• [Task to complete] Give the number of lines below that contain the word "this", and nothing else.

[Collected data]

____________________

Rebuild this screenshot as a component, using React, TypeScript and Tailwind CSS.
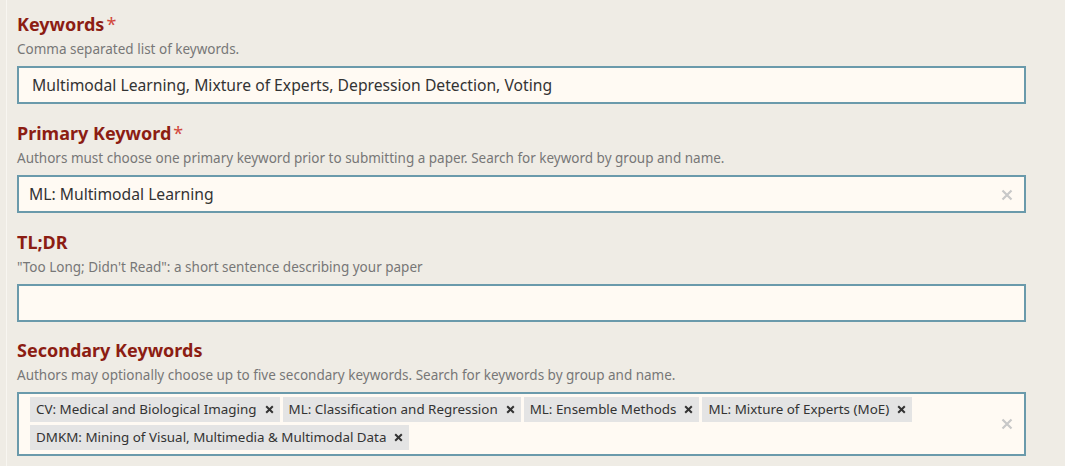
import React from "react";

const chips1 = [
  "CV: Medical and Biological Imaging",
  "ML: Classification and Regression",
  "ML: Ensemble Methods",
  "ML: Mixture of Experts (MoE)",
];
const chips2 = ["DMKM: Mining of Visual, Multimedia & Multimodal Data"];

function Label({ text, req }: { text: string; req?: boolean }) {
  return (
    <div className="h-[24px] leading-[24px] text-[18px] font-bold text-[#8c1d13]">
      {text}
      {req && <span className="ml-[2px] font-normal text-[#d2473c]">*</span>}
    </div>
  );
}

function Desc({ text }: { text: string }) {
  return <div className="mt-[3px] h-[20px] leading-[20px] text-[13.5px] text-[#777]">{text}</div>;
}

function Clear() {
  return (
    <svg width="12" height="12" viewBox="0 0 12 12" className="shrink-0">
      <path d="M1.5 1.5 L10.5 10.5 M10.5 1.5 L1.5 10.5" stroke="#c8c8c8" strokeWidth="2.2" />
    </svg>
  );
}

function Chip({ text }: { text: string }) {
  return (
    <div className="flex h-[25px] items-center bg-[#e4e4e4] pl-[6px] pr-[6px] text-[13.4px] text-[#333]">
      <span>{text}</span>
      <svg width="9" height="9" viewBox="0 0 9 9" className="ml-[8px] shrink-0">
        <path d="M1.2 1.2 L7.8 7.8 M7.8 1.2 L1.2 7.8" stroke="#333" strokeWidth="2" />
      </svg>
    </div>
  );
}

export default function App() {
  return (
    <div
      className="min-h-[466px] w-[1065px] bg-[#efece5]"
      style={{ fontFamily: '"Noto Sans", sans-serif' }}
    >
      <div className="ml-[6px] min-h-[466px] border-l border-[#f8f6f1] pl-[10px] pr-[39px] pt-[12px]">
        <Label text="Keywords" req />
        <Desc text="Comma separated list of keywords." />
        <div className="mt-[7px] flex h-[38px] items-center border-2 border-[#6a9aab] bg-[#fffaf3] pl-[13px] pt-[1px] text-[15.7px] text-[#333]">
          Multimodal Learning, Mixture of Experts, Depression Detection, Voting
        </div>

        <div className="mt-[17px]">
          <Label text="Primary Keyword" req />
          <Desc text="Authors must choose one primary keyword prior to submitting a paper. Search for keyword by group and name." />
          <div className="mt-[7px] flex h-[38px] items-center justify-between border-2 border-[#6a9aab] bg-[#fffaf3] pl-[10px] pr-[11px] pt-[1px] text-[15.7px] text-[#333]">
            <span>ML: Multimodal Learning</span>
            <Clear />
          </div>
        </div>

        <div className="mt-[17px]">
          <Label text="TL;DR" />
          <Desc text={'"Too Long; Didn\'t Read": a short sentence describing your paper'} />
          <div className="mt-[7px] h-[38px] border-2 border-[#6a9aab] bg-[#fffaf3]" />
        </div>

        <div className="mt-[16px]">
          <Label text="Secondary Keywords" />
          <Desc text="Authors may optionally choose up to five secondary keywords. Search for keywords by group and name." />
          <div className="mt-[7px] flex h-[64px] items-center justify-between border-2 border-[#6a9aab] bg-[#fffaf3] pl-[11px] pr-[11px]">
            <div className="flex flex-col gap-[3px] self-start pt-[3px]">
              <div className="flex gap-[3px]">
                {chips1.map((c) => (
                  <Chip key={c} text={c} />
                ))}
              </div>
              <div className="flex gap-[3px]">
                {chips2.map((c) => (
                  <Chip key={c} text={c} />
                ))}
              </div>
            </div>
            <Clear />
          </div>
        </div>
      </div>
    </div>
  );
}
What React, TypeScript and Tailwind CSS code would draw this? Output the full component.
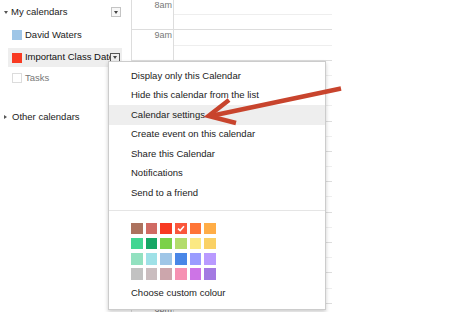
import React from "react";

const swatches = [
  ["#ac725e", "#d06b64", "#f83a22", "#fa573c", "#ff7537", "#ffad46"],
  ["#42d692", "#16a765", "#7bd148", "#b3dc6c", "#fbe983", "#fad165"],
  ["#92e1c0", "#9fe1e7", "#9fc6e7", "#4986e7", "#9a9cff", "#b99aff"],
  ["#c2c2c2", "#cabdbf", "#cca6ac", "#f691b2", "#cd74e6", "#a47ae2"],
];

const menuItems = [
  "Display only this Calendar",
  "Hide this calendar from the list",
  "Calendar settings",
  "Create event on this calendar",
  "Share this Calendar",
  "Notifications",
  "Send to a friend",
];

// labels under the popup are left empty, they can't be seen anyway
const hours = ["8am", "9am", "", "", "", "", "", "", "", "", "6pm"];

function DropBox({ dark }: { dark?: boolean }) {
  return (
    <div
      className={
        "w-[10px] h-[10px] flex items-center justify-center border " +
        (dark ? "border-[#555] bg-[#eee]" : "border-[#c4c4c4] bg-[#f7f7f7]")
      }
    >
      <div className="w-0 h-0 border-l-[2.5px] border-r-[2.5px] border-t-[3px] border-l-transparent border-r-transparent border-t-[#444]" />
    </div>
  );
}

export default function App() {
  return (
    <div className="relative w-[474px] h-[312px] overflow-hidden bg-white font-['Liberation_Sans',Arial,sans-serif] text-[9.5px] text-[#222]">
      <div className="flex h-full">
        {/* left list */}
        <div className="w-[131px] flex flex-col">
          <div className="mt-[4px] h-[16px] flex items-center pl-[4px] pr-[10px]">
            <div className="w-0 h-0 border-l-[2.5px] border-r-[2.5px] border-t-[3px] border-l-transparent border-r-transparent border-t-[#555]" />
            <span className="ml-[3px]">My calendars</span>
            <div className="ml-auto">
              <DropBox />
            </div>
          </div>
          <div className="mt-[7px] h-[16px] flex items-center pl-[12px]">
            <div className="w-[10px] h-[10px] bg-[#9fc6e7]" />
            <span className="ml-[3px]">David Waters</span>
          </div>
          <div className="mt-[5px] ml-[8px] w-[114px] h-[19px] flex items-center pl-[4px] pr-[2px] bg-[#eeeeee]">
            <div className="w-[10px] h-[10px] bg-[#f83a22]" />
            <span className="ml-[3px] w-[86px] overflow-hidden whitespace-nowrap text-[#111]">Important Class Date</span>
            <div className="ml-auto">
              <DropBox dark />
            </div>
          </div>
          <div className="mt-[3px] h-[16px] flex items-center pl-[12px]">
            <div className="w-[10px] h-[10px] border border-[#dcdcdc] bg-white" />
            <span className="ml-[3px] text-[#777]">Tasks</span>
          </div>
          <div className="mt-[23px] h-[16px] flex items-center pl-[4px]">
            <div className="w-0 h-0 border-t-[2.5px] border-b-[2.5px] border-l-[3px] border-t-transparent border-b-transparent border-l-[#555]" />
            <span className="ml-[5px]">Other calendars</span>
          </div>
        </div>

        {/* time column */}
        <div className="w-[43px] border-l border-r border-[#dddddd] flex flex-col">
          {hours.map((h, i) => (
            <div key={i} className="h-[30.4px] shrink-0 border-b border-[#dddddd] text-right pr-[1px] text-[9px] leading-[10px] text-[#777]">
              {h}
            </div>
          ))}
        </div>

        {/* day column */}
        <div className="w-[158px] flex flex-col">
          {Array.from({ length: 22 }).map((_, i) => (
            <div
              key={i}
              className={
                "h-[15.2px] shrink-0 border-b " + (i % 2 === 0 ? "border-[#eeeeee]" : "border-[#dddddd]")
              }
            />
          ))}
        </div>
      </div>

      {/* popup menu */}
      <div className="absolute left-[108px] top-[61px] w-[218px] h-[249px] bg-white border border-[#cccccc] shadow-[0_2px_4px_rgba(0,0,0,0.2)] pt-[4px]">
        {menuItems.map((m, i) => (
          <div key={m} className={"h-[19.5px] flex items-center pl-[22px] " + (i === 2 ? "bg-[#eeeeee]" : "")}>
            {m}
          </div>
        ))}
        <div className="mt-[7px] border-t border-[#e5e5e5]" />
        <div className="pt-[12px] pl-[22px] flex flex-col gap-y-[3.8px]">
          {swatches.map((row, r) => (
            <div key={r} className="flex gap-x-[3.2px]">
              {row.map((c, k) => (
                <div
                  key={c}
                  className="w-[11.5px] h-[11.5px] flex items-center justify-center"
                  style={{ backgroundColor: c }}
                >
                  {r === 0 && k === 3 && (
                    <svg width="8" height="7" viewBox="0 0 8 7">
                      <path d="M1 3.6 L3.2 5.6 L7 1.2" fill="none" stroke="white" strokeWidth="1.5" />
                    </svg>
                  )}
                </div>
              ))}
            </div>
          ))}
        </div>
        <div className="mt-[3px] h-[19.5px] flex items-center pl-[22px]">Choose custom colour</div>
      </div>

      {/* red arrow */}
      <svg className="absolute left-0 top-0 pointer-events-none" width="474" height="312">
        <g stroke="#c8442d" strokeWidth="4.5" fill="none" strokeLinejoin="miter">
          <line x1="341" y1="88.5" x2="213" y2="115.5" />
          <polyline points="229,100 208.5,116 236,123" />
        </g>
      </svg>
    </div>
  );
}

____________________

• [Complete output] 6